Capuchin monkeys are intelligent, personable and easy to get along with, making them the most commonly utilized primates in film and television; see Marcel from Friends or Crystal the Monkey, Hollywood’s go-to tree dweller who has starred in films such as George of the Jungle, Night at the Museum and The Hangover Part II (incidentally, the highest paid animal star!). Chimps are also intelligent, but more erratic and less friendly; generally having them on set is a risky proposition, and for this reason chimps have become rarer in film recently. Put bluntly, when mistreated they can get violent. Pound for pound, chimps are much stronger than humans. Do the math.
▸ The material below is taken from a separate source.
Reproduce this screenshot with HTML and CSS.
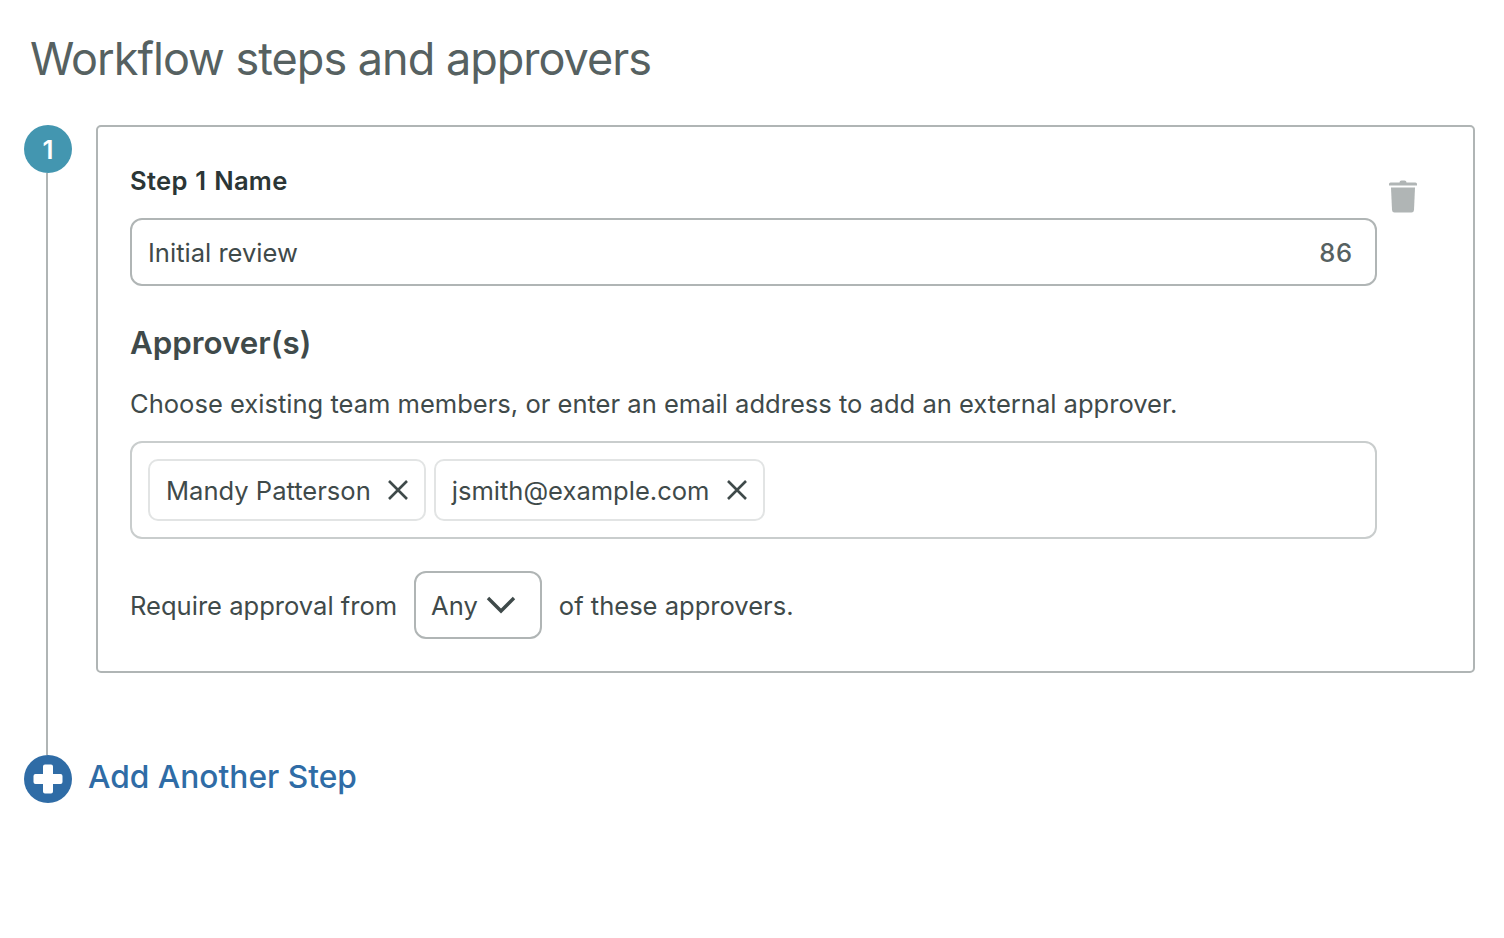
FILE: index.html
```html
<!DOCTYPE html>
<html>
<head>
    <title>Workflow steps and approvers</title>
    <link rel="stylesheet" href="styles.css">
</head>
<body>
    <h1 class="pageTitle">Workflow steps and approvers</h1>

    <div class="stepRow">
        <div class="rail">
            <div class="stepNumber">1</div>
            <div class="railLine"></div>
        </div>
        <div class="stepCard">
            <div class="stepFields">
                <label class="fieldLabel" for="stepName">Step 1 Name</label>
                <div class="textField">
                    <span id="stepName">Initial review</span>
                    <span class="charCount">86</span>
                </div>

                <h2 class="sectionTitle">Approver(s)</h2>
                <p class="helpText">Choose existing team members, or enter an email address to add an external approver.</p>

                <div class="tagField">
                    <div class="tag">
                        <span>Mandy Patterson</span>
                        <svg class="tagClose" viewBox="0 0 20 20"><path d="M1 1 L19 19 M19 1 L1 19"/></svg>
                    </div>
                    <div class="tag">
                        <span>jsmith@example.com</span>
                        <svg class="tagClose" viewBox="0 0 20 20"><path d="M1 1 L19 19 M19 1 L1 19"/></svg>
                    </div>
                </div>

                <div class="requireRow">
                    <span>Require approval from</span>
                    <div class="selectBox">
                        <span>Any</span>
                        <svg class="chevron" viewBox="0 0 30 18"><path d="M2 2 L15 15 L28 2"/></svg>
                    </div>
                    <span>of these approvers.</span>
                </div>
            </div>
            <svg class="trashIcon" viewBox="0 0 29 33">
                <path d="M10.500 2.500 Q10.500 0.500 12.500 0.500 L15.500 0.500 Q17.500 0.500 17.500 2.500 L26.500 2.500 Q28 2.500 28 4 L28 5.500 L0 5.500 L0 4 Q0 2.500 1.500 2.500 Z"/>
                <path d="M2 7.500 L26 7.500 L25 30 Q24.800 32.500 22.500 32.500 L5.500 32.500 Q3.200 32.500 3 30 Z"/>
            </svg>
        </div>
    </div>

    <div class="addStep">
        <svg class="addIcon" viewBox="0 0 48 48">
            <circle cx="24" cy="24" r="24"/>
            <path class="addCross" d="M19 11.500 Q19 9.500 21 9.500 L27 9.500 Q29 9.500 29 11.500 L29 19 L36.500 19 Q38.500 19 38.500 21 L38.500 27 Q38.500 29 36.500 29 L29 29 L29 36.500 Q29 38.500 27 38.500 L21 38.500 Q19 38.500 19 36.500 L19 29 L11.500 29 Q9.500 29 9.500 27 L9.500 21 Q9.500 19 11.500 19 L19 19 Z"/>
        </svg>
        <span class="addText">Add Another Step</span>
    </div>
</body>
</html>
```

FILE: styles.css
```css
body {
    font-family: Inter, "Liberation Sans", sans-serif;
    background-color: #fff;
    color: #3f4a4a;
    margin: 0;
    padding: 0 29px 0 24px;
    font-size: 25.55px;
}

.pageTitle {
    font-size: 45px;
    font-weight: 400;
    letter-spacing: -1px;
    line-height: 56px;
    color: #566161;
    margin: 0;
    padding: 31px 0 38px 6px;
}

.stepRow {
    display: flex;
    gap: 24px;
}

.rail {
    width: 48px;
    display: flex;
    flex-direction: column;
    flex-shrink: 0;
}

.stepNumber {
    width: 48px;
    height: 48px;
    border-radius: 50%;
    background-color: #4396b0;
    color: #fff;
    font-size: 26px;
    font-weight: 600;
    line-height: 50px;
    text-align: center;
}

.railLine {
    width: 2px;
    flex: 1;
    margin-left: 22px;
    background-color: #b0b5b5;
}

.stepCard {
    flex: 1;
    display: flex;
    align-items: flex-start;
    gap: 12px;
    height: 548px;
    box-sizing: border-box;
    border: 2px solid #b0b5b5;
    border-radius: 5px;
    padding: 32px;
    margin-bottom: 82px;
}

.stepFields {
    width: 1247px;
    flex-shrink: 0;
}

.fieldLabel {
    display: block;
    font-weight: 600;
    letter-spacing: 0.3px;
    word-spacing: 1px;
    line-height: 44px;
    color: #2b3636;
    margin-bottom: 15px;
}

.textField {
    display: flex;
    justify-content: space-between;
    align-items: center;
    height: 68px;
    box-sizing: border-box;
    border: 2px solid #b0b5b5;
    border-radius: 12px;
    padding: 0 22px 0 16px;
}

.charCount {
    color: #566161;
    font-weight: 500;
    letter-spacing: 0.8px;
}

.sectionTitle {
    font-size: 31.3px;
    font-weight: 600;
    line-height: 40px;
    margin: 37px 0 0;
}

.helpText {
    margin: 23px 0 0;
    line-height: 36px;
}

.tagField {
    display: flex;
    gap: 8px;
    height: 98px;
    box-sizing: border-box;
    border: 2px solid #c9cdcd;
    border-radius: 12px;
    padding: 16px;
    margin-top: 19px;
}

.tag {
    display: flex;
    align-items: center;
    gap: 17px;
    height: 62px;
    box-sizing: border-box;
    border: 2px solid #e2e4e4;
    border-radius: 10px;
    padding: 0 16px;
}

.tagClose {
    width: 20px;
    height: 20px;
    fill: none;
    stroke: #3f4a4a;
    stroke-width: 2.6;
}

.requireRow {
    display: flex;
    align-items: center;
    gap: 17px;
    margin-top: 32px;
}

.selectBox {
    display: flex;
    align-items: center;
    gap: 8px;
    height: 68px;
    box-sizing: border-box;
    border: 2px solid #b0b5b5;
    border-radius: 12px;
    padding: 0 24px 0 15px;
}

.chevron {
    width: 30px;
    height: 18px;
    fill: none;
    stroke: #3f4a4a;
    stroke-width: 3.4;
}

.trashIcon {
    width: 29px;
    height: 33px;
    fill: #b0b5b5;
    margin-top: 21px;
    flex-shrink: 0;
}

.addStep {
    display: flex;
    align-items: center;
    gap: 16px;
}

.addIcon {
    width: 48px;
    height: 48px;
    fill: #2f6ca6;
}

.addCross {
    fill: #fff;
}

.addText {
    font-size: 31.7px;
    font-weight: 500;
    color: #2f6ca6;
    margin-bottom: 6px;
}
```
The second thing to remember is to have patience. Animals, as intelligent as they can be, aren’t human beings; they don’t have a concept of what ‘film production’ means, and I can guarantee you that (with the exception of well-trained dogs) they won’t do what the director wants them to do in the space of a few takes. Be calm, and take it as an opportunity to observe your co-star; realise that they have their own intentions and interests, and learn to work with those to make the process more expedient. If you have a pet dog or cat, you’ve probably experienced this process yourself, so draw upon that.
The final tip for working with animals is to always be professional and ethical, small or large, these are living creatures with their own intentions, thoughts and way of seeing the world and we must respect that. We love our furry friends on set and on-camera. Who are some of your favourite animal performances?